O caminho de volta: Cozinhar e planejar
Rita Lobo é enfática: não é possível ter uma alimentação saudável sem saber cozinhar. E para cozinhar de forma consistente, é essencial o planejamento.
- Aprender a cozinhar é para todos: Cozinhar não é um dom, é uma habilidade. Assim como ler e escrever, todo mundo pode e deve aprender o básico. Não se trata de virar um chef, mas de adquirir autonomia para garantir refeições saudáveis, saborosas e acessíveis.
- O poder do planejamento: Decidir o que comer no momento da fome leva a escolhas pobres. Fazer um cardápio semanal e uma lista de compras, como faziam nossas avós, é a estratégia mais eficaz para economizar dinheiro, evitar desperdício e garantir que se tenha sempre ingredientes à mão.
O papel das políticas públicas e do consumo consciente
A série da The Lancet, assinada por 43 pesquisadores globais, é clara: a solução não depende apenas da escolha individual. São necessárias políticas públicas que dificultem o acesso e o consumo de ultraprocessados e incentivem a comida de verdade.
- Nosso poder como consumidores: Enquanto isso, nossas escolhas no supermercado têm impacto. Quanto mais compramos e cozinhamos alimentos in natura, mais fortalecemos essa cadeia. Rita Lobo alerta: "Quanto menos a gente comer comida de verdade, mais baratos vão ficar os ultraprocessados e mais caras vão ficar as opções realmente saudáveis".
O prato feito brasileiro: Um exemplo de excelência nutricional
O clássico "PF" (Prato Feito) brasileiro é celebrado como um modelo alimentar quase perfeito.
Uma fórmula equilibrada:
Ele reúne, naturalmente, quatro dos cinco grupos alimentares essenciais:
- Cereais: O arroz.
- Leguminosas: O feijão.
- Proteínas: O bife, ovo ou frango.
- Hortaliças: A salada ou o legume cozido.

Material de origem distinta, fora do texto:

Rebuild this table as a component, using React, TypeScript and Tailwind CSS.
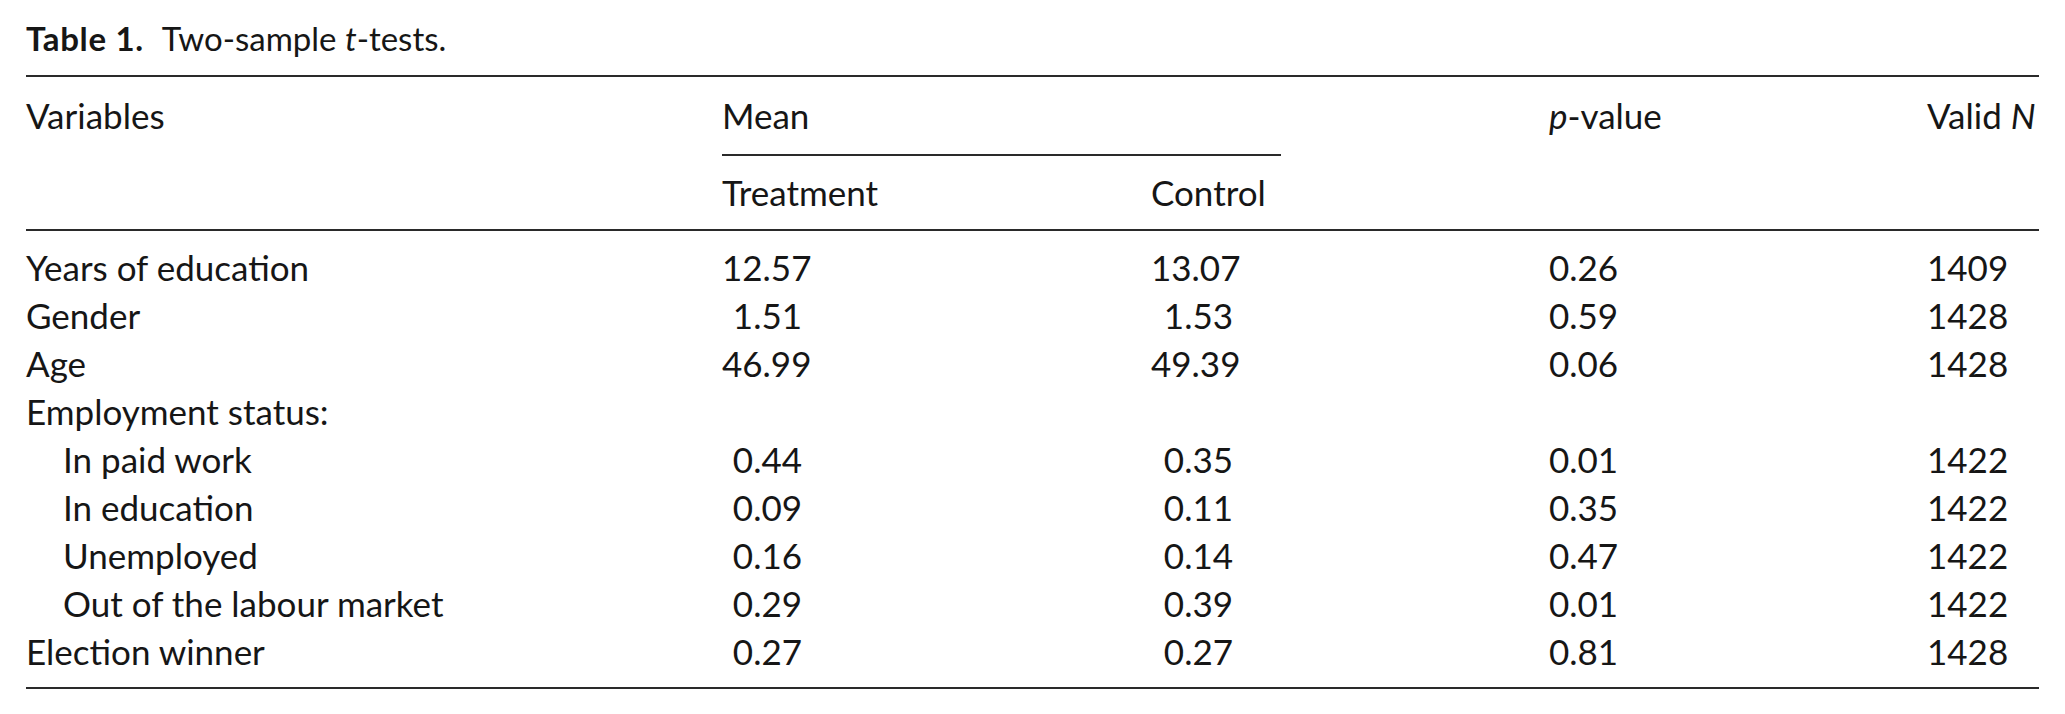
const rows: { label: string; indent?: boolean; t?: string; c?: string; p?: string; n?: string }[] = [
  { label: "Years of education", t: "12.57", c: "13.07", p: "0.26", n: "1409" },
  { label: "Gender", t: "1.51", c: "1.53", p: "0.59", n: "1428" },
  { label: "Age", t: "46.99", c: "49.39", p: "0.06", n: "1428" },
  { label: "Employment status:" },
  { label: "In paid work", indent: true, t: "0.44", c: "0.35", p: "0.01", n: "1422" },
  { label: "In education", indent: true, t: "0.09", c: "0.11", p: "0.35", n: "1422" },
  { label: "Unemployed", indent: true, t: "0.16", c: "0.14", p: "0.47", n: "1422" },
  { label: "Out of the labour market", indent: true, t: "0.29", c: "0.39", p: "0.01", n: "1422" },
  { label: "Election winner", t: "0.27", c: "0.27", p: "0.81", n: "1428" },
];

export default function App() {
  return (
    <div className="min-h-[714px] bg-white pl-[26px] pt-[18px] font-[Lato,sans-serif] text-[#161616]">
      <h2 className="text-[33px] leading-[40px]">
        <span className="font-bold tracking-[0.02em]">Table 1.</span>
        <span className="ml-[18px]">Two-sample <i>t</i>-tests.</span>
      </h2>

      <table className="mt-[17px] w-[2013px] table-fixed border-collapse border-y-2 border-[#2a2a2a] text-[35px] leading-[48px]">
        <colgroup>
          <col className="w-[696px]" />
          <col className="w-[429px]" />
          <col className="w-[130px]" />
          <col className="w-[268px]" />
          <col className="w-[378px]" />
          <col className="w-[112px]" />
        </colgroup>
        <thead>
          <tr>
            <th rowSpan={2} className="border-b-2 border-[#2a2a2a] p-0 pt-[14px] pb-[14px] text-left align-top font-normal">Variables</th>
            <th colSpan={2} className="border-b-2 border-[#2a2a2a] p-0 pt-[14px] pb-[15px] text-left align-top font-normal">Mean</th>
            <th rowSpan={2} className="border-b-2 border-[#2a2a2a] p-0" />
            <th rowSpan={2} className="border-b-2 border-[#2a2a2a] p-0 pt-[14px] text-left align-top font-normal"><i>p</i>-value</th>
            <th rowSpan={2} className="border-b-2 border-[#2a2a2a] p-0 pt-[14px] text-left align-top font-normal">Valid <i>N</i></th>
          </tr>
          <tr>
            <th className="border-b-2 border-[#2a2a2a] p-0 pt-[12px] pb-[13px] text-left font-normal">Treatment</th>
            <th className="border-b-2 border-[#2a2a2a] p-0 pt-[12px] pb-[13px] text-left font-normal">Control</th>
          </tr>
        </thead>
        <tbody>
          {rows.map((r, i) => {
            const pad = `p-0 ${i === 0 ? "pt-[12px]" : ""} ${i === rows.length - 1 ? "pb-[12px]" : ""}`;
            return (
              <tr key={r.label}>
                <td className={`${pad} ${r.indent ? "pl-[37px]" : ""}`}>{r.label}</td>
                <td className={pad}><span className="inline-block w-[80px] text-right">{r.t}</span></td>
                <td className={pad}><span className="inline-block w-[82px] text-right">{r.c}</span></td>
                <td className={pad} />
                <td className={pad}>{r.p}</td>
                <td className={pad}>{r.n}</td>
              </tr>
            );
          })}
        </tbody>
      </table>
    </div>
  );
}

- A combinação perfeita: O arroz com feijão forma uma sinergia nutricional poderosa. Juntos, eles fornecem todos os aminoácidos essenciais para formar uma proteína completa, tornando-se uma potência nutricional acessível e saborosa. A sobremesa ideal para completar a refeição seria uma fruta.

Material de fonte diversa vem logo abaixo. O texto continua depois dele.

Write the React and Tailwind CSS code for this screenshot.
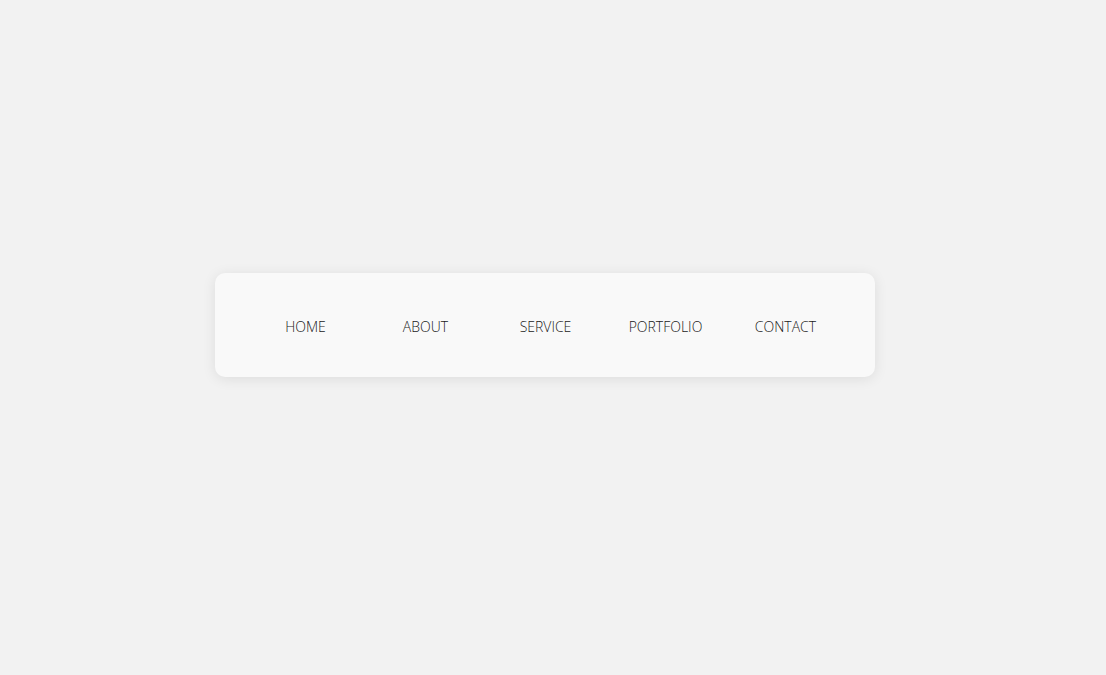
import React from "react";

const items = ["HOME", "ABOUT", "SERVICE", "PORTFOLIO", "CONTACT"];

const App = () => {
	return (
		<div className="w-[1106px] h-[675px] pr-[17px] pb-[26px] bg-[#f2f2f2] flex items-center justify-center font-['Open_Sans',sans-serif]">
			{/* Barra de navegação */}
			<nav className="w-[660px] h-[104px] pl-[31px] pr-[29px] pt-[3px] flex items-center bg-[#f9f9f9] rounded-[10px] shadow-[0_2px_14px_rgba(0,0,0,0.09)]">
				{items.map((item) => (
					<a
						key={item}
						href="#"
						className="w-[120px] text-center text-[14px] font-light text-[#1a1a1a]"
					>
						{item}
					</a>
				))}
			</nav>
		</div>
	);
};

export default App;
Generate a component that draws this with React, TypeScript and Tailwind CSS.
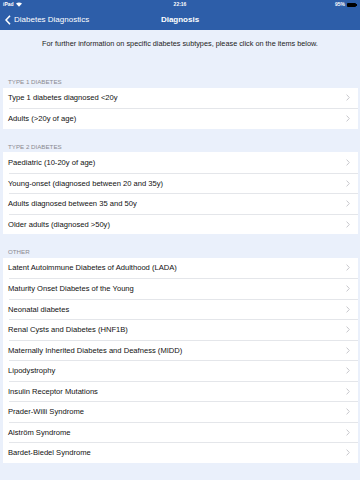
const sections: { title: string; items: string[] }[] = [
  {
    title: "TYPE 1 DIABETES",
    items: ["Type 1 diabetes diagnosed <20y", "Adults (>20y of age)"],
  },
  {
    title: "TYPE 2 DIABETES",
    items: [
      "Paediatric (10-20y of age)",
      "Young-onset (diagnosed between 20 and 35y)",
      "Adults diagnosed between 35 and 50y",
      "Older adults (diagnosed >50y)",
    ],
  },
  {
    title: "OTHER",
    items: [
      "Latent Autoimmune Diabetes of Adulthood (LADA)",
      "Maturity Onset Diabetes of the Young",
      "Neonatal diabetes",
      "Renal Cysts and Diabetes (HNF1B)",
      "Maternally Inherited Diabetes and Deafness (MIDD)",
      "Lipodystrophy",
      "Insulin Receptor Mutations",
      "Prader-Willi Syndrome",
      "Alström Syndrome",
      "Bardet-Biedel Syndrome",
    ],
  },
];

const Chevron = () => (
  <svg width="4" height="7" viewBox="0 0 4 7" className="shrink-0">
    <path d="M0.6 0.6 L3.3 3.5 L0.6 6.4" fill="none" stroke="#c7c7cc" strokeWidth="1" />
  </svg>
);

const StatusBar = () => (
  <div className="relative flex h-[9.5px] items-center justify-between px-[3px] text-[5px] font-semibold text-white">
    <div className="flex items-center gap-[2px]">
      <span>iPad</span>
      <svg width="6" height="5" viewBox="0 0 12 9">
        <path d="M6 9 L0 2.5 Q6 -2 12 2.5 Z" fill="white" />
      </svg>
    </div>
    <span className="absolute left-1/2 -translate-x-1/2">22:16</span>
    <div className="flex items-center gap-[2px]">
      <span>95%</span>
      <div className="flex items-center">
        <div className="h-[4px] w-[9px] rounded-[1px] bg-black" />
        <div className="h-[2px] w-[1px] bg-black" />
      </div>
    </div>
  </div>
);

const NavBar = () => (
  <div className="relative flex h-[20.5px] items-center text-white">
    <div className="flex items-center gap-[3px] pl-[5px]">
      <svg width="6" height="10" viewBox="0 0 6 10">
        <path d="M5 0.7 L1 5 L5 9.3" fill="none" stroke="white" strokeWidth="1.6" />
      </svg>
      <span className="text-[8px]">Diabetes Diagnostics</span>
    </div>
    <span className="absolute left-1/2 -translate-x-1/2 text-[8px] font-bold">Diagnosis</span>
  </div>
);

export default function App() {
  return (
    <div
      className="flex h-[480px] w-[360px] flex-col overflow-hidden bg-[#eaf0fb]"
      style={{ fontFamily: '"Liberation Sans", Arial, sans-serif' }}
    >
      <header className="bg-[#2d5ea9]">
        <StatusBar />
        <NavBar />
      </header>
      <p className="mt-[10px] h-[8px] text-center text-[7.3px] leading-[8px] text-[#222]">
        For further information on specific diabetes subtypes, please click on the items below.
      </p>
      <div className="mt-[30px] flex flex-col">
        {sections.map((section, i) => (
          <div key={section.title} className={i === 0 ? "" : "mt-[14px]"}>
            <div className="px-[8px] pb-[2.5px] text-[6.2px] leading-[7px] text-[#8a8a90]">
              {section.title}
            </div>
            <div className="ml-[3px] mr-[2px] bg-white">
              {section.items.map((item, j) => (
                <div key={item} className="flex h-[20.5px] flex-col">
                  {j > 0 && <div className="ml-[6px] h-px bg-[#e4e6ea]" />}
                  <div className="flex flex-1 items-center justify-between pl-[5px] pr-[8px]">
                    <span className="text-[7.6px] text-[#111]">{item}</span>
                    <Chevron />
                  </div>
                </div>
              ))}
            </div>
          </div>
        ))}
      </div>
    </div>
  );
}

A mensagem central é de empowerment. O combate aos ultraprocessados não é sobre restrição ou culpa, mas sobre uma reconexão com o prazer e a autonomia de cozinhar. É entender que a comida de verdade—preparada com ingredientes conhecidos, seguindo tradições culinárias é a ferramenta mais poderosa para uma vida saudável. A ciência, representada pela The Lancet, e a prática culinária, representada por Rita Lobo, convergem para um mesmo aviso: retomar o controle do que comemos começa na nossa própria cozinha, com planejamento, habilidades básicas e a consciência de que cada escolha no supermercado é um voto a favor ou contra a nossa saúde e do sistema alimentar.